In the meantime, we will continue to notice always that labor is too cheap and capital is too rich. Those California farms contain either undercompensated labor or overcompensated owners. This is the complete set of available observations. Opinions on the Fed appear to come in four categories these days. Either the Fed is too tight because Wall Street wants to keep wages low, or it is too loose and the de facto cost of living is eating away at wages. Either the Fed is too loose because Wall Street loves rising asset prices or it is too tight because bankers hate to see the present value of those interest payments eaten away by inflation. What we all know to be the case is that the Fed is under the thumb of moneyed interests. We can disagree about the facts that confirm it.

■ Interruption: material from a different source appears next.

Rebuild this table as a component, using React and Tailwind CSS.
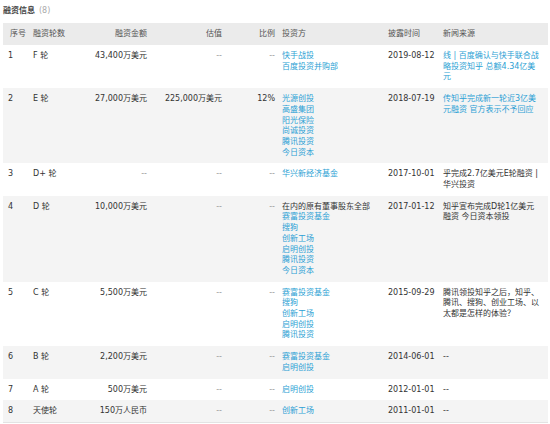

Likewise, either home prices and stock indexes are too high or rents and profits are too high. Too high. Always too high. There will always be a bubble in capital asset markets, the question is only whether the bubble is in their numerators or their denominators.

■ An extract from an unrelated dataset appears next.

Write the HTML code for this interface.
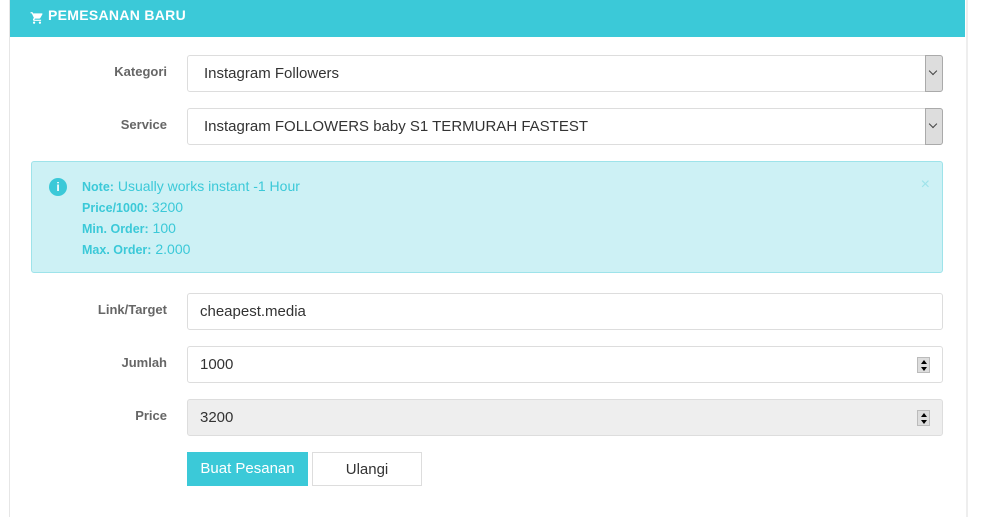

The alternative might have been to hold the Federal Funds rate at 4% or so back in 2005 and to provide regulatory support for mortgage originations. Maybe we would have seen inflation reach 3% or 4% while home prices fell slowly in real terms over several years as supply continued to expand. I fear that a plurality of Americans, even knowing the pain we have endured and even accepting my counterfactual, would choose the path we took - would say that accommodating the continued expansion of homebuilding would have been unacceptable relative to the path we took.
The one complaint about crisis policy that is a guaranteed applause line is to complain that after September 2008, we bailed out Wall Street while Main Street suffered. Why shouldn't they applaud? After all, I think I heard on NPR that, even while unemployment remains elevated, many corporations have been reporting record profits. Ain't that always the way it is, fella? Ain't that always the way it is?